また、主治医から病理標本等をご提供いただく必要があります。
※3 外来担当医、認定遺伝カウンセラー、看護師、検査技師からがん遺伝子パネル検査の詳しい説明をします。
※4 結果結果が出るまで約1か月半かかります。
検査費用について
検査費用・受診料支払いの
ご準備をお願いいたします。
- 健康保険が適用される場合、検査費用については保険点数56,000点(3割負担で168,000円)をお支払いいただくことになります。さらに「高額療養費制度」が使えますので、収入に応じて決められた自己負担分以外は払い戻しを受けることができます。
- 自費検査の場合、ガーダント検査は税込423,000円です。がんゲノム医療外来受診後、検査費用のお支払いの確認が取れた後に、検査の準備を進めてまいりますのでご了承ください。(現金、クレジットカードまたは振込でのお支払いが可能です)。受診後にがん遺伝子パネル検査をご希望されない場合でも、外来受診料(税込40,000円)のお支払いは必要です。
以上、ご確認・ご承知のうえ、「がんゲノム医療外来」の受診をお願いいたします。
よくあるご質問
がんゲノム医療外来を受診したいのですが、どのような手続きが必要ですか?
まずかかりつけ医(主治医)にがんゲノム医療外来受診の希望をお伝えください。かかりつけ医から当院地域連携室を介して予約を取ってもらってください。患者さんからの直接の予約申し込みは受け付けていません。
家族のみでも受診できますか?
患者本人に受診していただく必要があります。
何を使って検査するのですか?
過去に行った手術や検査(生検)で採取したがん組織を使います。検査の種類によっては採血も必要となります。
検査に使用する検体はどのようなものを準備すればいいのですか?
検体の詳細については、下段からダウンロードしていただき、かかりつけ医にお渡しください。

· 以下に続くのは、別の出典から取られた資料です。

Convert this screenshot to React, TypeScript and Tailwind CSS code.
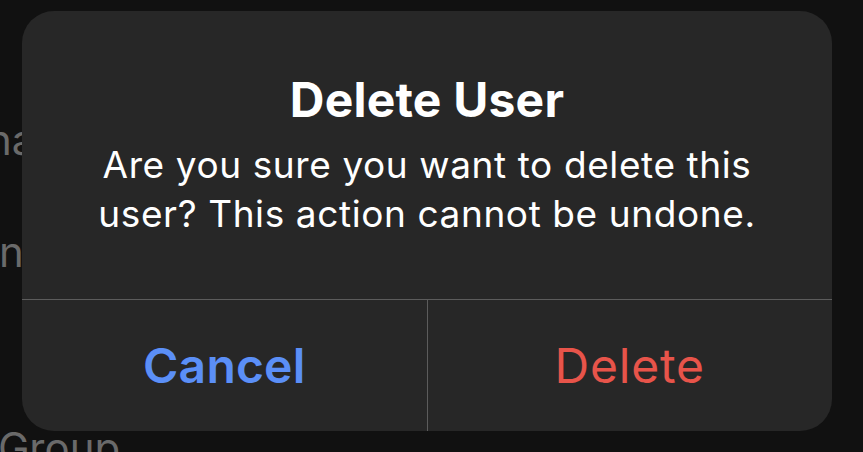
import React from "react";

export default function App() {
  return (
    <div
      className="relative w-[863px] h-[452px] overflow-hidden bg-[#111111]"
      style={{ fontFamily: "Inter, 'Noto Sans', sans-serif" }}
    >
      <div className="flex flex-col text-[42px] leading-none text-[#6a6a6a]">
        <div className="mt-[119px] -ml-[13px]">na</div>
        <div className="mt-[70px] -ml-[1px]">n</div>
        <div className="mt-[154px] -ml-[2px]">Group</div>
      </div>

      <div className="absolute left-[22px] top-[11px] w-[810px] h-[420px] rounded-[32px] bg-[#272727] flex flex-col overflow-hidden">
        <div className="h-[288px] flex flex-col items-center pt-[61px]">
          <div className="text-[48px] leading-[56px] font-bold text-white tracking-[0.2px]">
            Delete User
          </div>
          <div className="mt-[12px] text-[37px] leading-[49px] text-white text-center tracking-[0.6px]">
            Are you sure you want to delete this
            <br />
            user? This action cannot be undone.
          </div>
        </div>
        <div className="h-px bg-[#5c5c5c]" />
        <div className="flex flex-1">
          <button className="flex-1 flex items-center justify-center text-[48px] font-semibold text-[#5b8ff7] tracking-[0.2px]">
            Cancel
          </button>
          <div className="w-px bg-[#5c5c5c]" />
          <button className="flex-1 flex items-center justify-center text-[48px] text-[#e8544a] tracking-[0.8px]">
            Delete
          </button>
        </div>
      </div>
    </div>
  );
}
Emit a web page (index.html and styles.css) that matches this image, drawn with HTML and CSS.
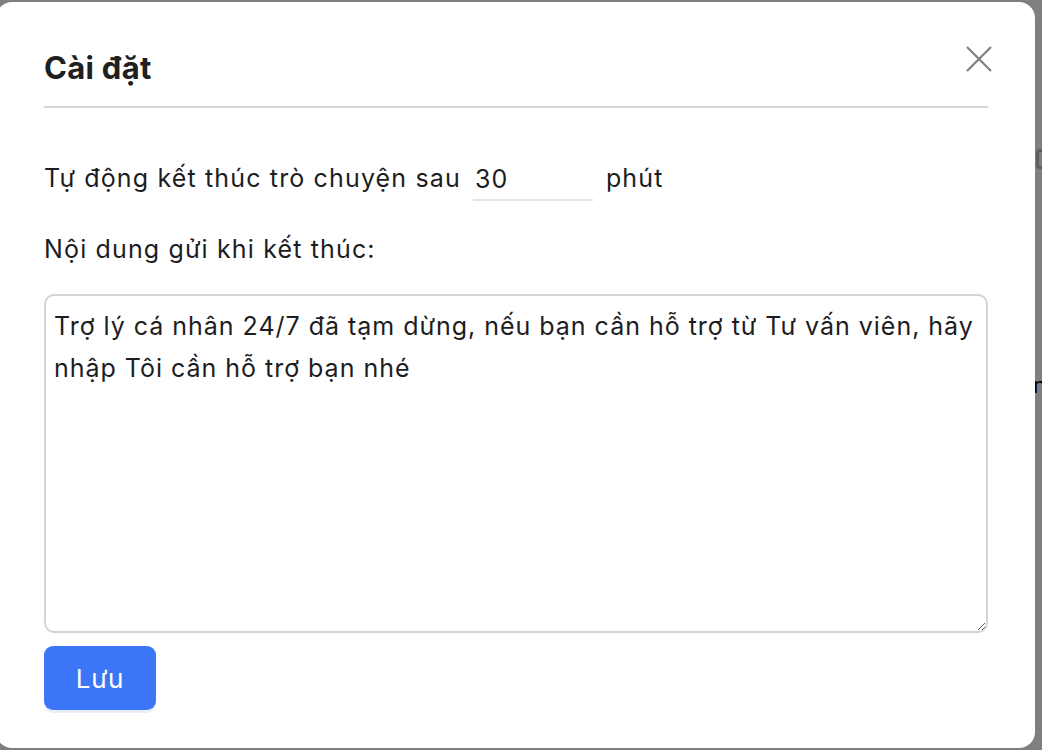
FILE: index.html
```html
<!DOCTYPE html>
<html lang="vi">
<head>
<meta charset="utf-8">
<title>Cài đặt</title>
<link rel="stylesheet" href="styles.css">
</head>
<body>
<div class="backdrop">
  <div class="behind-icon"></div>
  <div class="behind-text">nc</div>
</div>
<div class="modal">
  <div class="modal-header">
    <h2 class="modal-title">Cài đặt</h2>
    <button class="close-btn" aria-label="Đóng">
      <svg width="26" height="26" viewBox="0 0 26 26"><path d="M1 1 L25 25 M25 1 L1 25" stroke="#808080" stroke-width="2.2" fill="none"/></svg>
    </button>
  </div>
  <div class="modal-body">
    <div class="row">
      <span class="label">Tự động kết thúc trò chuyện sau</span>
      <input class="minutes" type="text" value="30">
      <span class="label">phút</span>
    </div>
    <div class="label block">Nội dung gửi khi kết thúc:</div>
    <textarea class="message">Trợ lý cá nhân 24/7 đã tạm dừng, nếu bạn cần hỗ trợ từ Tư vấn viên, hãy nhập Tôi cần hỗ trợ bạn nhé</textarea>
    <button class="save-btn">Lưu</button>
  </div>
</div>
</body>
</html>
```
FILE: styles.css
```css
html, body {
  margin: 0;
  padding: 0;
  height: 100%;
  overflow: hidden;
}
body {
  background: #7f7f7f;
  font-family: Inter, "Noto Sans", "Liberation Sans", sans-serif;
  color: #1d1d1f;
  position: relative;
}
.backdrop {
  position: absolute;
  inset: 0;
}
.behind-icon {
  position: absolute;
  left: 1036px;
  top: 149px;
  width: 18px;
  height: 20px;
  border: 3px solid #5f5f5f;
  border-radius: 4px;
  box-sizing: border-box;
}
.behind-text {
  position: absolute;
  left: 1033px;
  top: 372px;
  font-size: 22px;
  color: #000;
}
.modal {
  position: relative;
  top: 2px;
  margin-left: -4px;
  width: 1039px;
  height: 746px;
  background: #fff;
  border-radius: 16px;
  box-sizing: border-box;
  padding: 0 47px 0 48px;
}
.modal-header {
  display: flex;
  justify-content: space-between;
  align-items: flex-start;
  padding-top: 48px;
  height: 106px;
  box-sizing: border-box;
  border-bottom: 2px solid #d5d5dc;
}
.modal-title {
  margin: 0;
  font-size: 31px;
  line-height: 36px;
  font-weight: 700;
  letter-spacing: 0.3px;
  color: #202020;
}
.close-btn {
  border: 0;
  background: none;
  padding: 0;
  margin: -4px -4px 0 0;
  width: 26px;
  height: 26px;
  cursor: pointer;
}
.close-btn svg { display: block; }
.modal-body {
  padding-top: 47px;
}
.row {
  display: flex;
  align-items: center;
  height: 46px;
}
.label {
  font-size: 25px;
  line-height: 40px;
  letter-spacing: 1.15px;
}
.minutes {
  width: 120px;
  height: 46px;
  box-sizing: border-box;
  margin: 0 13px 0 12px;
  padding: 4px 0 0 2px;
  border: 0;
  border-bottom: 2px solid #e2e5f0;
  font: inherit;
  font-size: 25px;
  letter-spacing: 1.05px;
  color: #1d1d1f;
  outline: none;
}
.block {
  display: block;
  margin-top: 28px;
}
.message {
  display: block;
  box-sizing: border-box;
  width: 100%;
  height: 339px;
  margin-top: 25px;
  padding: 9px 4px 8px 8px;
  border: 2px solid #d4d4d8;
  border-radius: 10px;
  font: inherit;
  font-size: 25px;
  line-height: 42px;
  letter-spacing: 0.98px;
  color: #1d1d1f;
  outline: none;
  resize: vertical;
}
.save-btn {
  display: block;
  margin-top: 13px;
  width: 112px;
  height: 64px;
  border: 0;
  border-radius: 9px;
  background: #3b76f6;
  color: #fff;
  font: inherit;
  font-size: 26px;
  letter-spacing: 0.8px;
  box-shadow: 0 3px 0 #e8f0fe;
  cursor: pointer;
}
```
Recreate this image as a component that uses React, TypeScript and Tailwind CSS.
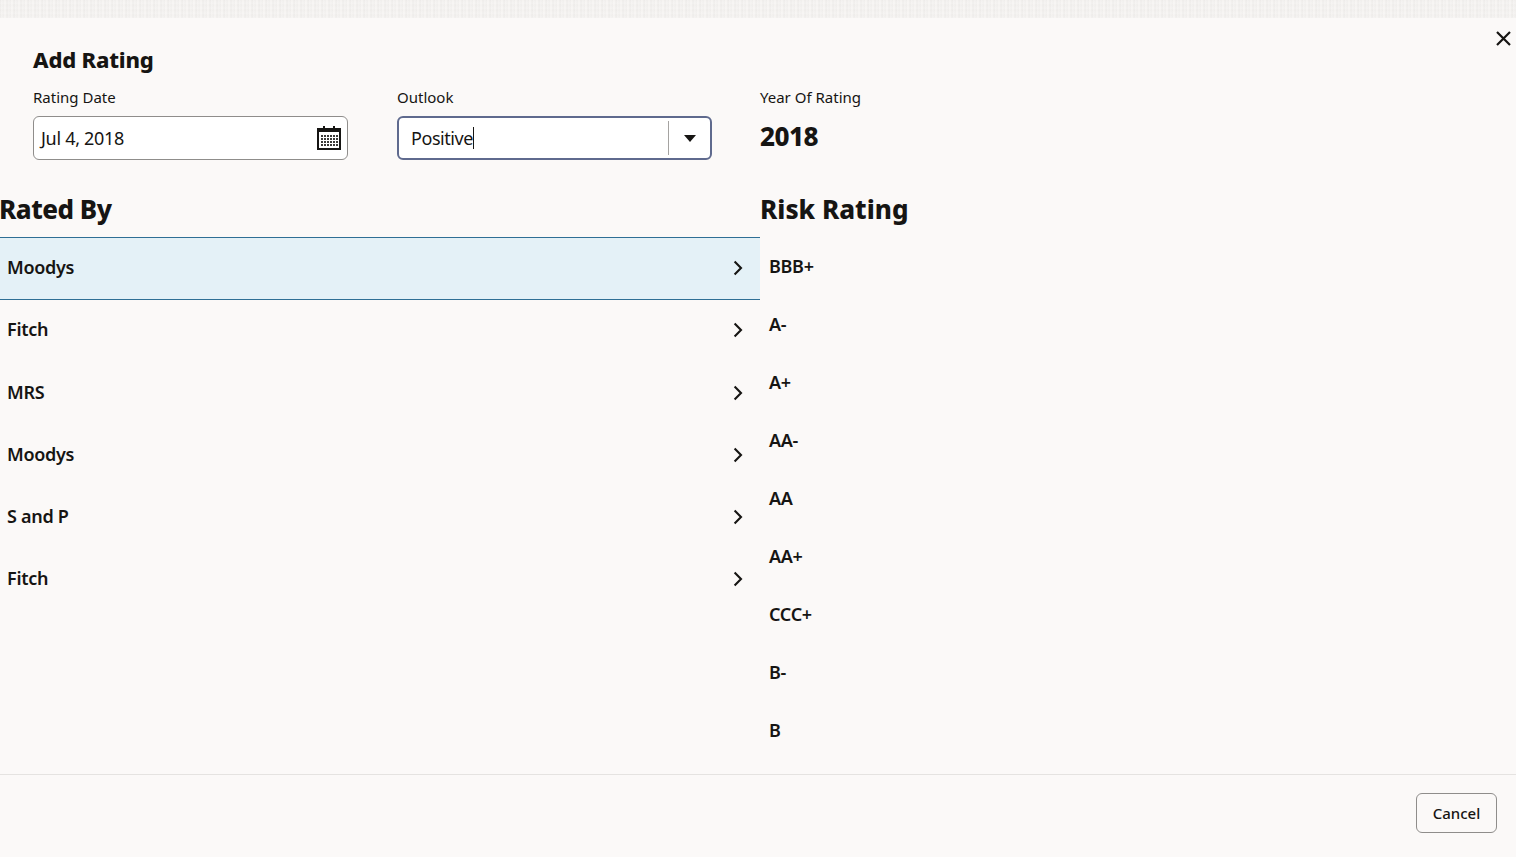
const raters = ["Moodys", "Fitch", "MRS", "Moodys", "S and P", "Fitch"];
const ratings = ["BBB+", "A-", "A+", "AA-", "AA", "AA+", "CCC+", "B-", "B"];

function Chevron() {
  return (
    <svg width="10" height="16" viewBox="0 0 10 16" fill="none" className="shrink-0 mt-[1px]">
      <path d="M1.6 1.6 8 8l-6.4 6.4" stroke="#161513" strokeWidth="2.1" />
    </svg>
  );
}

function CalendarIcon() {
  return (
    <svg width="24" height="24" viewBox="0 0 24 24" fill="none">
      <rect x="1" y="3" width="22" height="20" fill="#fff" stroke="#161513" strokeWidth="2" />
      <rect x="1" y="3" width="22" height="3" fill="#161513" />
      <rect x="6" y="0" width="2" height="6" fill="#161513" />
      <rect x="16" y="0" width="2" height="6" fill="#161513" />
      {[9, 12, 15, 18].map((y) =>
        [4, 7, 10, 13, 16, 19].map((x) => (
          <rect key={`${x}-${y}`} x={x} y={y} width="2" height="2" fill="#3b3a38" />
        ))
      )}
    </svg>
  );
}

export default function App() {
  return (
    <div className="h-[857px] w-[1516px] overflow-hidden flex flex-col bg-[#fbf9f8] text-[#161513] font-['Noto_Sans',sans-serif]">
      {/* textured strip behind the dialog */}
      <div className="h-[18px] shrink-0 bg-[#f1efed] bg-[repeating-linear-gradient(0deg,#ffffff33_0px,#ffffff00_3px,#ffffff44_5px),repeating-linear-gradient(90deg,#ebe9e7_0px,#f6f4f2_2px,#edebe9_3px,#f8f6f4_5px,#ecEAe8_7px)]" />

      <div className="relative flex-1 flex flex-col min-h-0">
        <button className="absolute top-[12px] right-[4px] w-[17px] h-[17px]">
          <svg width="17" height="17" viewBox="0 0 17 17" fill="none">
            <path d="M2 2l13 13M15 2 2 15" stroke="#161513" strokeWidth="2.2" />
          </svg>
        </button>

        <div className="pl-[33px] pt-[26px]">
          <h1 className="text-[22px] leading-[30px] font-extrabold tracking-[-0.2px]">Add Rating</h1>
          <div className="flex mt-[13px]">
            <div className="w-[364px]">
              <label className="block text-[15px] leading-[20px] mb-[9px]">Rating Date</label>
              <div className="w-[315px] h-[44px] flex items-center justify-between pl-[7px] pr-[6px] bg-white border border-[#8f8d8b] rounded-[6px]">
                <span className="text-[18px] tracking-[-0.3px]">Jul 4, 2018</span>
                <CalendarIcon />
              </div>
            </div>
            <div className="w-[363px]">
              <label className="block text-[15px] leading-[20px] mb-[9px]">Outlook</label>
              <div className="w-[315px] h-[44px] flex items-center bg-white border-2 border-[#5f6a8e] rounded-[6px]">
                <span className="flex-1 pl-[12px] text-[18px] tracking-[-0.45px] flex items-center">
                  Positive
                  <span className="w-px h-[22px] bg-[#161513]" />
                </span>
                <span className="w-px h-[34px] bg-[#a5a3a1]" />
                <span className="w-[41px] flex justify-center">
                  <svg width="12" height="7" viewBox="0 0 12 7">
                    <path d="M0 0h12L6 7z" fill="#161513" />
                  </svg>
                </span>
              </div>
            </div>
            <div>
              <label className="block text-[15px] leading-[20px] mb-[9px]">Year Of Rating</label>
              <div className="text-[26px] leading-[40px] font-extrabold tracking-[-0.5px]">2018</div>
            </div>
          </div>
        </div>

        <div className="flex flex-1 min-h-0 mt-[29px]">
          <div className="w-[760px] shrink-0">
            <h2 className="text-[26px] leading-[40px] font-extrabold mb-[8px] tracking-[-0.5px] -ml-px">Rated By</h2>
            {raters.map((name, i) => (
              <div
                key={i}
                className={
                  i === 0
                    ? "h-[63px] pb-[3px] flex items-center justify-between pl-[7px] pr-[17px] bg-[#e4f1f7] border-y border-[#2f6f95]"
                    : i === 1
                      ? "h-[63px] pb-[5px] flex items-center justify-between pl-[7px] pr-[17px]"
                      : "h-[62px] pb-[3px] flex items-center justify-between pl-[7px] pr-[17px]"
                }
              >
                <span className="text-[18px] font-semibold tracking-[-0.3px]">{name}</span>
                <Chevron />
              </div>
            ))}
          </div>
          <div>
            <h2 className="text-[26px] leading-[40px] font-extrabold mb-[8px]">Risk Rating</h2>
            {ratings.map((r) => (
              <div key={r} className="h-[58px] pl-[9px] pt-[17px] text-[18px] leading-[24px] font-semibold tracking-[-0.3px]">
                {r}
              </div>
            ))}
          </div>
        </div>

        <div className="h-[83px] shrink-0 border-t border-[#e5e3e1] flex items-center justify-end pr-[19px] pb-[6px]">
          <button className="w-[81px] h-[40px] border border-[#8f8d8b] rounded-[6px] text-[15px] font-medium">
            Cancel
          </button>
        </div>
      </div>
    </div>
  );
}
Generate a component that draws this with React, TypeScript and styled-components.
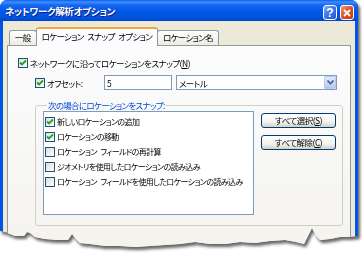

検査結果が分かるまでにはどれぐらいの時間がかかりますか?
検査の種類によりますが約1か月半です。
検査で治療方法が見つかる可能性はどれぐらいですか?
治療に結び付く遺伝子変異が見つかるのは10%程度です。
医療関係者の方へ
平素より兵庫県立がんセンターの診療にご協力いただきありがとうございます。
次世代シークエンサーという遺伝子解析技術の発展により数百個の遺伝子を一度に調べることが可能となりました。遺伝子変異に基づいて治療薬も選択されるようになったことも相まって、治療法の選択においてがん細胞の遺伝子を調べることの意義が高まっています。このように網羅的にがん細胞の遺伝子を調べることをがん遺伝子パネル検査と呼び、患者さんにとって有効な治療法の情報が得ることを目的とするものです。